Harvey Comics Promotional Calendar for August 1966

I was gonna title this post "August Audrey (Little) Advertising," but there's no Little Audrey (or Lotta, or Dot) to bee seen in this promo! It's all Harvey's new action/adventure series, made up of comics like these:
  • Fighting American: Jack Kirby and Joe Simon's attempt to reboot their Prize Comics superhero, lasted one issue)
  • Thrill-O-Rama, which cover-featured: The Man in Black Called Fate (attention, National Comics lawyers!) and The Piranha, which bit not only its victims but the dust after three issues, despite a fourth being solicited.
  • Warfront, featuring Dynamite Joe, "The Blast Crazy Marine!" (I bet he got yelled at a lot by Sgt.
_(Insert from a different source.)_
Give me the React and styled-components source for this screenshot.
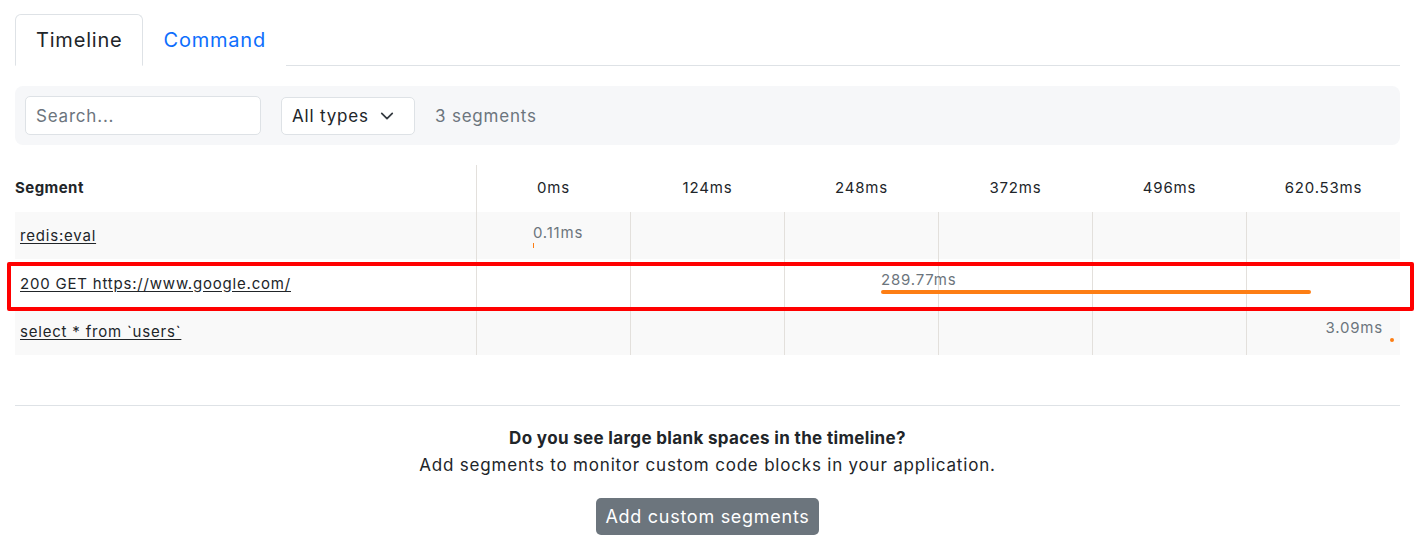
import React from "react";
import styled, { createGlobalStyle } from "styled-components";

const GlobalStyle = createGlobalStyle`
  body {
    margin: 0;
    background: #fff;
    font-family: Inter, "Noto Sans", sans-serif;
    letter-spacing: 0.05em;
    color: #212529;
  }
`;

const Page = styled.div`
  position: relative;
  width: 1385px;
  padding: 14px 18px 20px 15px;
`;

const Tabs = styled.div`
  display: flex;
  border-bottom: 1px solid #dee2e6;
`;

const Tab = styled.div`
  height: 50px;
  padding: 0 19px 0 20px;
  display: flex;
  align-items: center;
  font-size: 20px;
  margin-bottom: -1px;
  border: 1px solid ${(p) => (p.$active ? "#dee2e6" : "transparent")};
  border-bottom-color: ${(p) => (p.$active ? "#fff" : "transparent")};
  border-radius: 6px 6px 0 0;
  background: #fff;
  color: ${(p) => (p.$active ? "#212529" : "#0d6efd")};
`;

const FilterBar = styled.div`
  margin-top: 20px;
  height: 59px;
  box-sizing: border-box;
  padding: 0 10px;
  display: flex;
  align-items: center;
  gap: 20px;
  background: #f6f7f9;
  border-radius: 8px;
`;

const SearchInput = styled.input`
  width: 236px;
  height: 39px;
  box-sizing: border-box;
  border: 1px solid #dee2e6;
  border-radius: 5px;
  padding: 0 10px;
  font-family: inherit;
  letter-spacing: inherit;
  font-size: 17px;
  color: #212529;
  background: #fff;
  outline: none;
  &::placeholder {
    color: #6c757d;
  }
`;

const Select = styled.div`
  width: 134px;
  height: 38px;
  box-sizing: border-box;
  border: 1px solid #dee2e6;
  border-radius: 5px;
  padding: 0 20px 0 10px;
  background: #fff;
  display: flex;
  align-items: center;
  justify-content: space-between;
  font-size: 17px;
`;

const Count = styled.span`
  font-size: 17px;
  color: #6c757d;
`;

const Table = styled.div`
  margin-top: 20px;
`;

const Row = styled.div`
  display: grid;
  grid-template-columns: 461px 1fr;
  height: ${(p) => p.$height}px;
  background: ${(p) => (p.$striped ? "#f9f9f9" : "#fff")};
`;

const HeadCell = styled.div`
  display: flex;
  align-items: center;
  padding-bottom: 2px;
  font-size: 15px;
  font-weight: 700;
  letter-spacing: 0.03em;
`;

const NameCell = styled.div`
  display: flex;
  align-items: center;
  padding-left: 5px;
  font-size: 15px;
  a {
    color: #212529;
    text-decoration: underline;
    text-underline-offset: 2px;
  }
`;

const Timeline = styled.div`
  position: relative;
  display: grid;
  grid-template-columns: repeat(6, 1fr);
`;

const Tick = styled.div`
  display: flex;
  align-items: center;
  justify-content: center;
  padding-bottom: 2px;
  font-size: 15px;
  color: #212529;
  border-left: 1px solid ${(p) => (p.$line ? "#e3e0dc" : "transparent")};
`;

const GridCol = styled.div`
  border-left: 1px solid #e3e0dc;
`;

const Label = styled.span`
  position: absolute;
  top: 12px;
  line-height: 18px;
  font-size: 15px;
  color: #6c757d;
  white-space: nowrap;
`;

const Bar = styled.span`
  position: absolute;
  top: 31px;
  height: ${(p) => (p.$tiny ? "5px" : "4px")};
  min-width: 1px;
  border-radius: ${(p) => (p.$tiny ? "0" : "3px")};
  background: #fd7e14;
`;

const Divider = styled.hr`
  margin: 50px 0 0;
  border: 0;
  border-top: 1px solid #dee2e6;
`;

const Hint = styled.div`
  display: flex;
  flex-direction: column;
  align-items: center;
  padding-top: 19px;
  font-size: 17px;
  line-height: 27px;
`;

const HintTitle = styled.div`
  font-weight: 700;
  letter-spacing: 0.02em;
`;

const Button = styled.button`
  margin-top: 19px;
  height: 37px;
  padding: 0 9px;
  border: 0;
  border-radius: 5px;
  background: #6c757d;
  color: #fff;
  font-family: inherit;
  letter-spacing: 0.04em;
  font-size: 18px;
`;

const Highlight = styled.div`
  position: absolute;
  left: 7px;
  top: 262px;
  width: 1399px;
  height: 41px;
  border: 4px solid #ff0000;
  border-radius: 2px;
  pointer-events: none;
`;

const ticks = ["0ms", "124ms", "248ms", "372ms", "496ms", "620.53ms"];

const segments = [
  { name: "redis:eval", label: "0.11ms", left: 57, width: 1, tiny: true, height: 47 },
  { name: "200 GET https://www.google.com/", label: "289.77ms", left: 405, width: 430, height: 48 },
  { name: "select * from `users`", label: "3.09ms", left: 914, width: 4, dot: true, height: 48 },
];

const Chevron = () => (
  <svg width="14" height="14" viewBox="0 0 16 16" fill="none">
    <path d="M2 5l6 6 6-6" stroke="#343a40" strokeWidth="2" strokeLinecap="round" strokeLinejoin="round" />
  </svg>
);

export default function App() {
  return (
    <Page>
      <GlobalStyle />
      <Tabs>
        <Tab $active>Timeline</Tab>
        <Tab>Command</Tab>
      </Tabs>
      <FilterBar>
        <SearchInput placeholder="Search..." />
        <Select>
          All types
          <Chevron />
        </Select>
        <Count>3 segments</Count>
      </FilterBar>
      <Table>
        <Row $height={47}>
          <HeadCell>Segment</HeadCell>
          <Timeline>
            {ticks.map((t, i) => (
              <Tick key={t} $line={i === 0}>
                {t}
              </Tick>
            ))}
          </Timeline>
        </Row>
        {segments.map((s, i) => {
          const left = (s.left / 924) * 100;
          const nearEnd = left > 80 && s.width < 20;
          return (
            <Row key={s.name} $height={s.height} $striped={i % 2 === 0}>
              <NameCell>
                <a href="#">{s.name}</a>
              </NameCell>
              <Timeline>
                {ticks.map((t) => (
                  <GridCol key={t} />
                ))}
                {nearEnd ? (
                  <Label style={{ right: 17 }}>{s.label}</Label>
                ) : (
                  <Label style={{ left: `${left}%` }}>{s.label}</Label>
                )}
                <Bar
                  $tiny={s.tiny}
                  style={{
                    left: `${left}%`,
                    width: s.dot ? 4 : `${(s.width / 924) * 100}%`,
                    borderRadius: s.dot ? "50%" : undefined,
                  }}
                />
              </Timeline>
            </Row>
          );
        })}
      </Table>
      <Divider />
      <Hint>
        <HintTitle>Do you see large blank spaces in the timeline?</HintTitle>
        <div>Add segments to monitor custom code blocks in your application.</div>
        <Button>Add custom segments</Button>
      </Hint>
      <Highlight />
    </Page>
  );
}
Carter!). A revival of a 1951 series, it lasted four issues in the mid-'60s.
  • "Top Secret Adventures of" Spyman. This cyborg agent, only lasted three issues before his battery ran out.
  • Jigsaw (lasted two issues despite #3 being advertised in other Harvey mags).
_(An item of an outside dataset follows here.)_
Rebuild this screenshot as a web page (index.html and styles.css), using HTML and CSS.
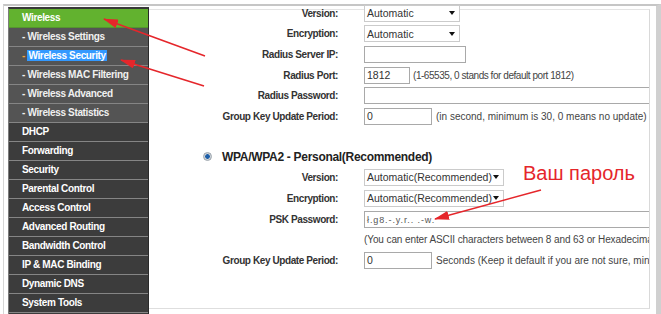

  • Unearthly Spectaculars started out #1 featuring a tiger with a man's face and then moved on to the adventures of Jack Q. Frost (the Q was for "quick"). Frost as an object is generally not considered "quick," and this book was cancelled with #3.
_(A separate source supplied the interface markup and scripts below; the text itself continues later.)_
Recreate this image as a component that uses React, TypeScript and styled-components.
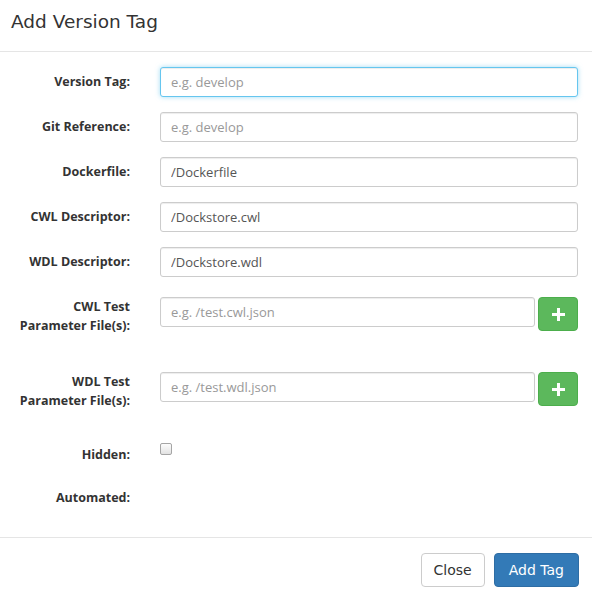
import styled, { createGlobalStyle } from "styled-components";

const GlobalStyle = createGlobalStyle`
  html, body {
    margin: 0;
    padding: 0;
    background: #fff;
  }
  body {
    font-family: "DejaVu Sans", "Open Sans", sans-serif;
    color: #333;
  }
  * {
    box-sizing: border-box;
  }
`;

const Modal = styled.div`
  width: 592px;
  height: 598px;
  background: #fff;
  display: flex;
  flex-direction: column;
  overflow: hidden;
`;

const Header = styled.div`
  flex: 0 0 52px;
  padding: 0 11px;
  display: flex;
  align-items: center;
  border-bottom: 1px solid #e5e5e5;
`;

const Title = styled.h4`
  margin: 0 0 8px;
  font-size: 18.5px;
  font-weight: 400;
  color: #333;
`;

const Body = styled.div`
  flex: 0 0 486px;
  padding: 15px 14px 0 0;
  border-bottom: 1px solid #e5e5e5;
`;

const Row = styled.div<{ $height?: number }>`
  display: flex;
  align-items: flex-start;
  gap: 30px;
  margin-bottom: 15px;
  min-height: ${(p) => p.$height ?? 30}px;
`;

const Label = styled.label<{ $top?: number }>`
  flex: 0 0 130px;
  text-align: right;
  font-family: "Open Sans", "DejaVu Sans", sans-serif;
  font-size: 12.5px;
  font-weight: 700;
  line-height: 18.5px;
  padding-top: ${(p) => p.$top ?? 6}px;
  color: #333;
`;

const Field = styled.div<{ $offset?: number }>`
  flex: 1;
  display: flex;
  gap: 3px;
  margin-top: ${(p) => p.$offset ?? 0}px;
`;

const Input = styled.input<{ $focus?: boolean }>`
  flex: 1;
  min-width: 0;
  height: 30px;
  padding: 0 10px;
  font-family: "Open Sans", "Liberation Sans", sans-serif;
  font-size: 13px;
  color: #555;
  border: 1px solid ${(p) => (p.$focus ? "#66c6ef" : "#ccc")};
  border-radius: 3px;
  box-shadow: ${(p) =>
    p.$focus
      ? "inset 0 1px 1px rgba(0,0,0,.075), 0 0 5px rgba(102,198,239,.6)"
      : "inset 0 1px 1px rgba(0,0,0,.075)"};
  outline: none;
  &::placeholder {
    color: #999;
  }
`;

const AddButton = styled.button`
  flex: 0 0 40px;
  height: 34px;
  border: 1px solid #4cae4c;
  border-radius: 4px;
  background: #5cb85c;
  display: flex;
  align-items: center;
  justify-content: center;
  padding: 0;
`;

const Checkbox = styled.span`
  display: block;
  width: 12px;
  height: 12px;
  margin-top: 1px;
  border: 1px solid #a5a5a5;
  border-radius: 2px;
  background: linear-gradient(#fcfcfc, #e2e2e2);
`;

const Footer = styled.div`
  display: flex;
  justify-content: flex-end;
  gap: 9px;
  padding: 15px 13px;
`;

const Button = styled.button<{ $primary?: boolean }>`
  height: 34px;
  padding: 0 ${(p) => (p.$primary ? 14 : 12)}px;
  font-family: "DejaVu Sans", "Open Sans", sans-serif;
  font-size: 14px;
  border-radius: 4px;
  border: 1px solid ${(p) => (p.$primary ? "#2e6da4" : "#ccc")};
  background: ${(p) => (p.$primary ? "#337ab7" : "#fff")};
  color: ${(p) => (p.$primary ? "#fff" : "#333")};
`;

function Plus() {
  return (
    <svg width="13" height="13" viewBox="0 0 13 13">
      <path d="M5 0h3v5h5v3H8v5H5V8H0V5h5z" fill="#fff" />
    </svg>
  );
}

const textRows = [
  { label: "Version Tag:", placeholder: "e.g. develop", value: "", focus: true },
  { label: "Git Reference:", placeholder: "e.g. develop", value: "" },
  { label: "Dockerfile:", placeholder: "", value: "/Dockerfile" },
  { label: "CWL Descriptor:", placeholder: "", value: "/Dockstore.cwl" },
  { label: "WDL Descriptor:", placeholder: "", value: "/Dockstore.wdl" },
];

const testRows = [
  { lang: "CWL", placeholder: "e.g. /test.cwl.json" },
  { lang: "WDL", placeholder: "e.g. /test.wdl.json" },
];

export default function App() {
  return (
    <>
      <GlobalStyle />
      <Modal>
        <Header>
          <Title>Add Version Tag</Title>
        </Header>
        <Body>
          {textRows.map((r) => (
            <Row key={r.label}>
              <Label>{r.label}</Label>
              <Field>
                <Input
                  $focus={r.focus}
                  placeholder={r.placeholder}
                  defaultValue={r.value}
                />
              </Field>
            </Row>
          ))}
          {testRows.map((r) => (
            <Row key={r.lang} $height={60}>
              <Label>
                {r.lang} Test
                <br />
                Parameter File(s):
              </Label>
              <Field $offset={5}>
                <Input placeholder={r.placeholder} />
                <AddButton>
                  <Plus />
                </AddButton>
              </Field>
            </Row>
          ))}
          <Row $height={26}>
            <Label $top={4}>Hidden:</Label>
            <Field>
              <Checkbox />
            </Field>
          </Row>
          <Row>
            <Label>Automated:</Label>
          </Row>
        </Body>
        <Footer>
          <Button>Close</Button>
          <Button $primary>Add Tag</Button>
        </Footer>
      </Modal>
    </>
  );
}
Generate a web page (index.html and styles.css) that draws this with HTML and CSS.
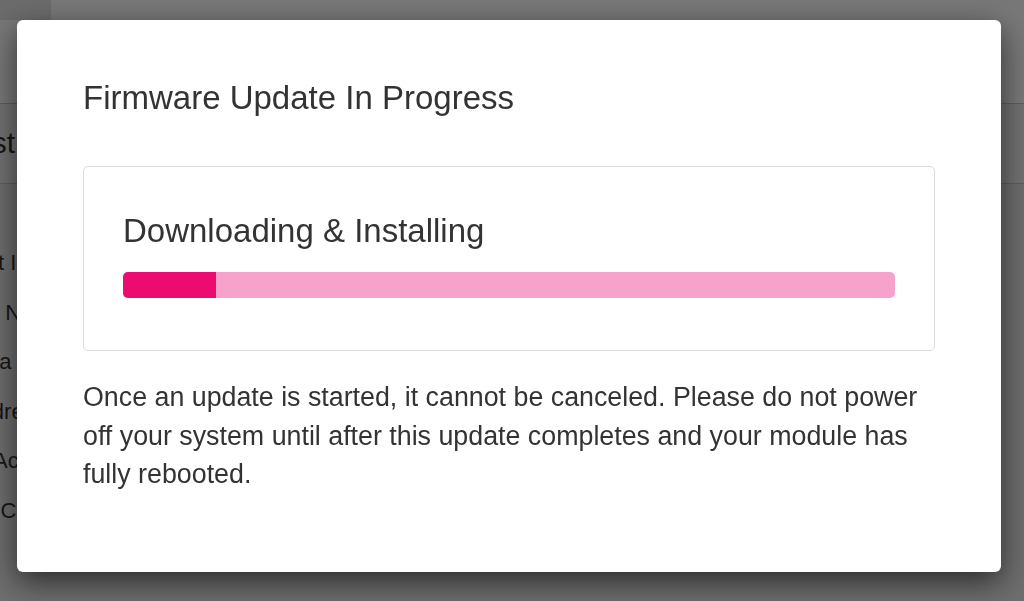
FILE: index.html
```html
<!DOCTYPE html>
<html lang="en">
<head>
    <meta charset="UTF-8">
    <meta name="viewport" content="width=device-width, initial-scale=1.0">
    <title>Firmware Update</title>
    <link rel="stylesheet" href="styles.css">
</head>
<body>
    <div class="app">
        <header class="topbar">
            <div class="brand"></div>
        </header>
        <div class="toolbar">
            <div class="toolbar-title">Robot List</div>
        </div>
        <div class="details">
            <div class="detail-labels">
                <div class="detail-label">Robot Index</div>
                <div class="detail-label">Name</div>
                <div class="detail-label">Data Rate</div>
                <div class="detail-label">Address 1</div>
                <div class="detail-label">Access</div>
                <div class="detail-label">Codec</div>
            </div>
        </div>
    </div>

    <div class="backdrop">
        <div class="modal">
            <h4 class="modal-title">Firmware Update In Progress</h4>
            <div class="progress-card">
                <h3 class="progress-label">Downloading &amp; Installing</h3>
                <div class="progress">
                    <div class="progress-bar" style="width: 12%;"></div>
                </div>
            </div>
            <p class="modal-note">Once an update is started, it cannot be canceled. Please do not power off your system until after this update completes and your module has fully rebooted.</p>
        </div>
    </div>
</body>
</html>
```

FILE: styles.css
```css
html, body {
    height: 100%;
}
body {
    margin: 0;
    overflow: hidden;
    font-family: "Liberation Sans", Arial, sans-serif;
    color: #333;
    background: #e9e9e9;
}
.app {
    height: 100%;
    display: flex;
    flex-direction: column;
}
.topbar {
    height: 103px;
    background: #fff;
    border-bottom: 1px solid #c6c6c6;
}
.brand {
    width: 51px;
    height: 20px;
    background: #e5e5e5;
}
.toolbar {
    height: 58px;
    padding-top: 21px;
    background: #f2f2f2;
    border-bottom: 1px solid #c6c6c6;
}
.toolbar-title {
    width: 200px;
    margin-left: -185px;
    text-align: right;
    white-space: nowrap;
    font-size: 30px;
    line-height: 36px;
}
.details {
    flex: 1;
    padding-top: 54px;
}
.detail-labels {
    width: 200px;
    margin-left: -136px;
    text-align: right;
}
.detail-label {
    white-space: nowrap;
    font-size: 22px;
    line-height: 49.5px;
}

/* modal */
.backdrop {
    position: fixed;
    inset: 0;
    padding: 20px 23px 0 17px;
    background: rgba(0, 0, 0, 0.533);
}
.modal {
    padding: 58px 66px 78px;
    background: #fff;
    border-radius: 6px;
    box-shadow: 0 10px 30px rgba(0, 0, 0, 0.6);
}
.modal-title {
    margin: 0 0 48px;
    font-size: 33px;
    line-height: 40px;
    font-weight: normal;
}
.progress-card {
    padding: 44px 39px 52px;
    border: 1px solid #dcdcdc;
    border-radius: 5px;
}
.progress-label {
    margin: 0 0 21px;
    font-size: 33px;
    line-height: 40px;
    font-weight: normal;
}
.progress {
    height: 26px;
    background: #f7a2cb;
    border-radius: 5px;
    overflow: hidden;
}
.progress-bar {
    height: 100%;
    background: #ec0b70;
}
.modal-note {
    margin: 27px 0 0;
    font-size: 26.8px;
    line-height: 38.5px;
}
```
  • Double-Dare Adventures featureing the B-Man only lasted two issues. That must have stung.
  • Not pictured but part of the subline: Will Eisner's The Spirit, which was reprints from the newspaper comics. Like Denny Colt, it had a short life: two issues.
Meanwhile, behind the scenes, other Harvey Comics sold just fine and lasted for several more years, all of 'em in what I call the "Harvey Freaks of Nature" line. Do I really need to list 'em for you? Oh, okay. (inhale): Baby Huey: The Baby Giant, Baby Huey and Papa, Baby Huey Duckland, The Friendly Ghost Casper, TV Casper and Company, Casper and Nightmare, Casper's Ghostland, Hot Stuff: The Little Devil, Hot Stuff Sizzlers, Devil Kids Starring Hot Stuff, Little AUdrey and Melvin, Little Audrey TV Funtime, Little Dot, Little Dot Dotland, Little Lotta, Little Dot's Uncles and Aunts, Little Lotta Foodland (I used to grocery shop there until they went out of business in '72), Playful Little Audrey, Richie Rich (extra inhale), Richie Rich Dollars and Cents, Richie Rich Millions, Richie Rich Success Stories (hey, not as many Richie series as I'd thought), Sad Sack Comics, Sad Sack and the Sarge, Sad Sack Army Life Parade, Sad Sack Laugh Special, Little Sad Sack, Sad Sack's Funny Friends, Sad Sad Sack, Spooky, Spooky Spooktown, Tuff Ghosts Starring Spooky, Wendy: The Good Little Witch, and (whew!) Wendy Witch World. COLLECT 'EM ALL!

Anyway, you can see why Harvey was trying to increase its market with superhero and action comics, but the only Harvey book that premiered in 1966 that was not of that initiative was the teen comedy Bunny, which lasted another ten years and 21 (sporadic) issues.


cover of Bunny #1 (Harvey, December 1966), script by Warren Harvey, pencils and inks by Hy Eisman, letters by Joe Rosen, logo design by Otto Pirkola

"Harvey Comics '66! You Can't Blame Us for Trying™!"